Remember when drinking was a novelty?
I do.
For every person who has decided to let alcohol be a part of their lives, there was that magical time when drinking was a new experience. Maybe it was when they chugged a beer in twenty seconds at a New Year’s Eve party and basked in the accolades until upstaged by a Naval recruit who did it in eight. Maybe it was when they pilfered wine coolers at a family event and drank them behind a tree while their parents had the police looking for them. Maybe it was when they went out on their 21st birthday and drank so much they had to do their senior year of college from the couch. No matter what the specific details were, those early bouts with drink are usually swathed in a combination of wonder, adventure, and projectile vomiting.
As the years pass and the empty cans and bottles form a larger and larger share of the recycling bin, the novelty of drinking wears off. It goes from being something to celebrate special occasions to something to cope with the stress of putting the dishes away. But once in a while we are reminded of what those early days were like. I was so reminded this past weekend while riding the Long Island Rail Road.
The Long Island Rail Road is a commuter train that during the week shuttles people between their jobs in New York and their homes on Long Island, and during the weekend shuttles their young adult children between the bars in New York and their parents’ homes on Long Island. It runs fairly regularly during waking hours, but its late-night schedule can be stroke-inducing. For the line that I take when I’m visiting the Big Apple, there is a gap between 1:16 a.m. and 2:53 a.m. And if you do not make that 1:16, you are in for a very, very long night.
I failed to make the 1:16 this past weekend. The 2:53 train is occupied almost entirely by people who are college-aged or just beyond it, dressed to the nines and doing figure-eights in the narrow aisle. Among a single-file of four people walking by, the third person is not so much walking as being shuffled along like a scene from Weekend at Bernie’s. People are shouting to each other about how “wasted” they are and are discussing economic policy without supporting data. Young women show little compunction about walking barefoot while still inside the borough of Manhattan.
Early on in our trek east someone warns of a low wave of water flowing along the floor and I pick up my feet just in time.

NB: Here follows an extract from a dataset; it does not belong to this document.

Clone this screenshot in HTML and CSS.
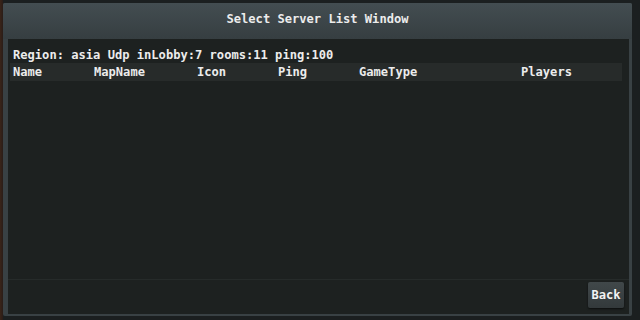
FILE: index.html
```html
<!DOCTYPE html>
<html lang="en">
  <head>
    <meta name="viewport" content="width=device-width, initial-scale=1" />
    <title>Select Server List Window</title>
    <link rel="stylesheet" href="styles.css">
  </head>

  <body>
    <div class="scene">
      <div class="window">
        <div class="title">Select Server List Window</div>

        <div class="panel">
          <div class="info">Region: asia Udp inLobby:7 rooms:11 ping:100</div>

          <div class="header">
            <span>Name</span>
            <span>MapName</span>
            <span>Icon</span>
            <span>Ping</span>
            <span>GameType</span>
            <span>Players</span>
          </div>

          <div class="list"></div>

          <div class="footer">
            <button class="btn">Back</button>
          </div>
        </div>
      </div>
    </div>
  </body>
</html>
```

FILE: styles.css
```css
body {
  margin: 0;
  background-color: #1b1d1d;
  font-family: "DejaVu Sans Mono", monospace;
  font-weight: bold;
  font-size: 12.1px;
  color: #ececec;
}

.scene {
  height: 320px;
  padding: 3px 8px 0 3px;
  box-sizing: border-box;
  background: linear-gradient(90deg, #3a2418 0px, #2a1d18 3px, #1b1f20 3px);
}

.window {
  height: 313px;
  display: flex;
  flex-direction: column;
  background: #394144;
  border-radius: 2px;
}

.title {
  height: 36px;
  line-height: 33px;
  text-align: center;
  background: linear-gradient(#434d51, #363e41);
  border-radius: 2px 2px 0 0;
}

.panel {
  flex: 1;
  margin: 0 3px 2px 5px;
  background: #1d2120;
  display: flex;
  flex-direction: column;
}

.info {
  padding: 8px 5px 0 5px;
  height: 16px;
  line-height: 16px;
}

.header {
  display: grid;
  grid-template-columns: 81px 103px 81px 81px 162px 1fr;
  margin: 0 7px 0 2px;
  padding-left: 3px;
  height: 18px;
  line-height: 19px;
  background: #272b2a;
}

.list {
  flex: 1;
  border-bottom: 1px solid #262b2a;
}

.footer {
  display: flex;
  justify-content: flex-end;
  padding: 2px 5px 6px 0;
}

.btn {
  width: 36px;
  height: 26px;
  padding: 0;
  border: none;
  border-radius: 2px;
  font: inherit;
  color: #f2f2f2;
  background: linear-gradient(#41484a, #33393b);
  box-shadow: 0 1px 2px rgba(0, 0, 0, 0.6);
}
```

Evidently something in the rest room had overflowed. The waves keep coming during the ride. When the train stops at a station, the water flows east. When the train leaves a station, the water flows west. It is like the tide coming in and going out. I’m about to take out my fishing pole. But the fish do not look appetizing.
I am getting a good workout from keeping my feet elevated. The next exercise gadget should be a device that sends commuter train toilet water rushing under your feet for an hour. Not even squats yield that kind of burn. I start to wonder what could make this ride any worse. And then I get my answer.
Two stops before my destination, we hear on the intercom that “a passenger needs medical assistance” and that our train is “being held until emergency personnel can arrive.” I wonder what the EMS code is for “screaming they are going to die when they are really just drunk.” It takes half an hour for the emergency personnel to arrive, and during that half an hour I hear “FML” – in both short and long form – being said into cell phones and across the aisle.
It is well past 4 a.m. when I disembark at my stop, and I know that even brunch is out of the question. As I swing from the luggage racks like monkey bars to avoid the river of dreams, I take one last look around me. I see the red eyes, the bloated food-smeared faces, the stained jackets, the chia pets, the bare feet…and I marvel at the modern world’s only rite of passage.
Thanks to the merry passengers of car no. 7163 for the topic.
Great post. You’ve got the writer’s mind that sees everything as a potential story. You got an exceptional ability to turn what you observe into some serious prose. I don’t know when you might have time or if you’re even interested, but you have gots to do a guest spot on my site sometime!
Thanks, Clay. And yes, I would be interested and honored to do a guest spot on your site. Is there any particular topic that you’d prefer? Feel free to email me at kaplowitz(dot)mark(at)gmail(dot)com. Mark
I agree with Clay. You have a writer’s eye for both detail and words.
The last time I was up at 4 a.m., my alarm woke me up. Those rights of passage seem a long tome ago. I’m not sure if this makes me wistful or relieved.
Leanne
Thank you, Leanne. And if you had seen the people on that train, you would have been relieved for those days being over. Trust me.